抄録
イタリア中央部のいくつかの粘性土地すべりにおいて地すべり土塊の下部で高い間隙水圧を示す部分があることがこれまでに報告されている。これは土塊の透水性が深度により違っているためと考えられた。
このようなことが別の地質状況のもとでもあてはまるかを調べるため, 日本の新潟県の第三系の地すべりについて差分法による浸透流解析を行った。文献及び透水試験結果を参考にすべり面付近に高い透水係数を与え, その局透水層の端が地表に出る場合, また初生すべりによる分断及び崩土による埋没により地表に出ない場合を考えて, 色々なケースについて解析を行い, 各々のケースの流線網を得た。そしてこの結果からすべり面の間隙水圧の分布を求め静水圧と比較した。また最も限界的な斜面の安定度を示すケースで安定度の逆解析を行った。
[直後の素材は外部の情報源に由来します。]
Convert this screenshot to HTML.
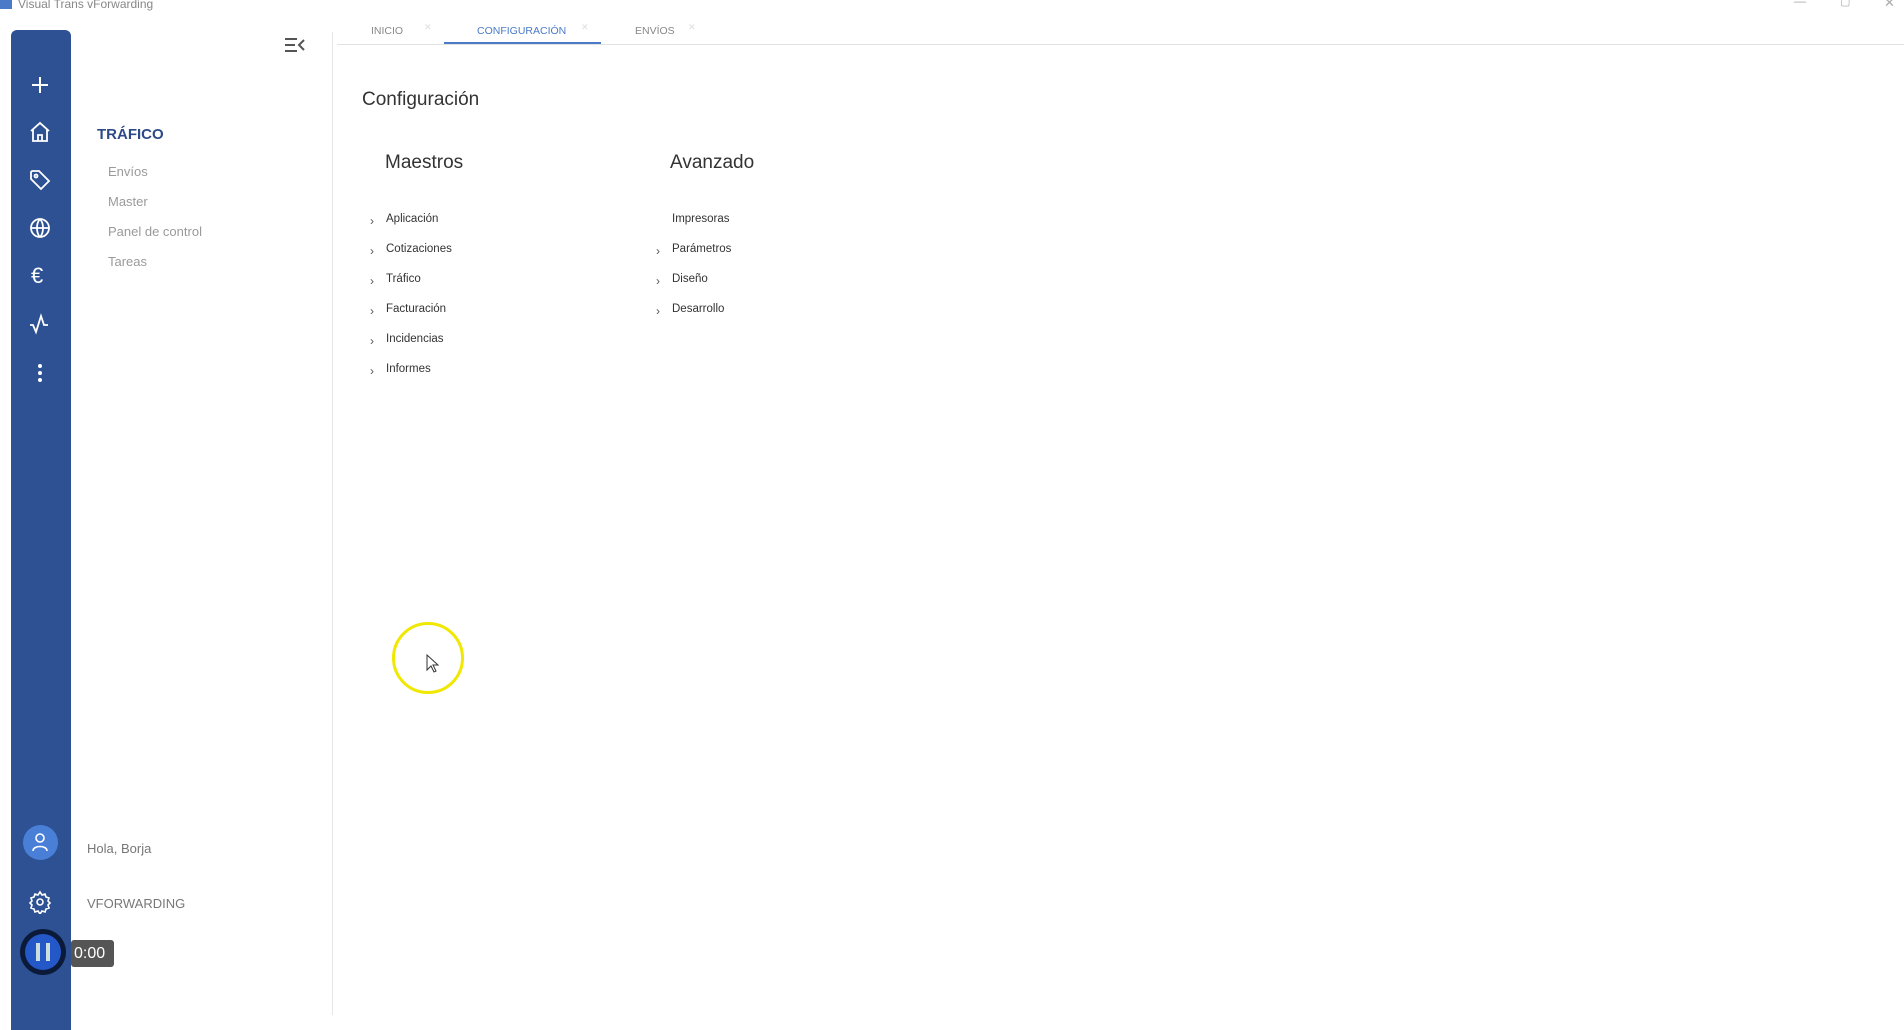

すべり面に沿う間隙水圧の実測値がないため計算値との比較はできないが, これらの解析の結果, 現位置の透水試験で得られた深度により異なる透水係数を与えた場合, イタリアの例と同様に斜面の下部で高い間隙水圧を示すことがわかった。また逆解析の結果, 安定計算を行うときすべり土塊全体として行うよりも, 下部の間隙水圧の高い部分を別ブロックとして考えて行ったほうが現実的であるという結果が得られた。このことは進行性のすべりは斜面の下方から発生することを示唆している。さらにそこで調べた事例ではすべり土塊を全体としてそして静水圧による間隙水圧が作用するとして逆解析を行うと, せん断強度を過大に評価することになってしまうという結果も得られた。